Y así muchas más leguas hasta que empieza a sentir algo nuevo, que no es ni tinieblas ni miedo: el Viento del Norte en su rostro. Se presiente cercano el final de la angostura. Unos pasos más y Gilgamesh llega, por fin, a un jardín esplendoroso de lapislázuli, ágatas, esmeraldas y rubíes. El héroe lo es no porque no haya tenido miedo, sino porque lo ha tenido, pero se lo ha echado a la espalda y ha seguido, firme, su camino.
Una vez salvado el terrible desfiladero, Gilgamesh todavía habrá de encontrarse con Siduri, la mesonera, y con Urshanabi, el barquero, que le ayuda a cruzar las Aguas de la Muerte, antes de llegar a la isla en la que vive Utanapishtim. Por fin puede hablar con él y pedirle que le revele el secreto de su inmortalidad. Utanapishtim se lo concede.
Cuando los dioses decidieron castigar a los hombres con el Diluvio, Utanapishtim siguió la voz que le ordenó: “renuncia a las posesiones, busca la vida. ¡Abandona los bienes mundanales y mantén el alma viva!”. Así, abandonó su casa y construyó un barco en el que encontraron refugio todos los seres vivos. Sobrevivió a las aguas. Ni siquiera los dioses permanecen indiferentes a la grandeza de ánimo y, por eso, premiaron el gesto noble y valiente de Utanapishtim tornándolo, como ellos, inmortal. Pero diluvio sólo ha habido uno y sólo un hombre ha salvado de las aguas a todas las criaturas vivientes. ¿Por qué habrían de conceder los dioses a Gilgamesh el mismo privilegio?. A la postre, ¿no es él, el rey de Uruk, igual a los demás humanos?.
No hay esperanza.

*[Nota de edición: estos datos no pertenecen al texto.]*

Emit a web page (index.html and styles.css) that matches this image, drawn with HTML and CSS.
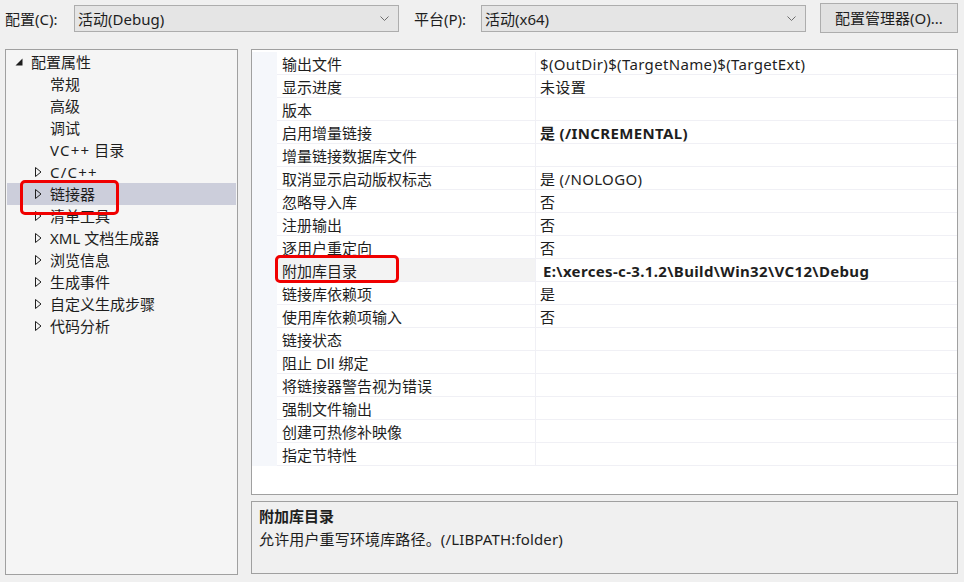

Gilgamesh tiene que volver a su patria sabiendo que sus días, como los de todos los mortales, están contados. En el regreso, vivirá nuevas aventuras y hará nuevos descubrimientos. Por fin, llega de vuelta a Uruk, la espléndida ciudad, y se admira una vez más de su gran obra: “Urshanabi, sube a las murallas. Mira los cimientos, examina la fábrica. No son de ladrillo quemado. Ni la levantaron los Siete Sabios. Una legua de ciudad, una legua de palmeral, una legua de tierras y el templo de Ishtar. Tres leguas y el templo abarca Uruk”.
Es ésta la respuesta que ha traído Gilgamesh de su viaje: seguir con firmeza y valor el propio camino. Ésa es la única redención posible del hombre.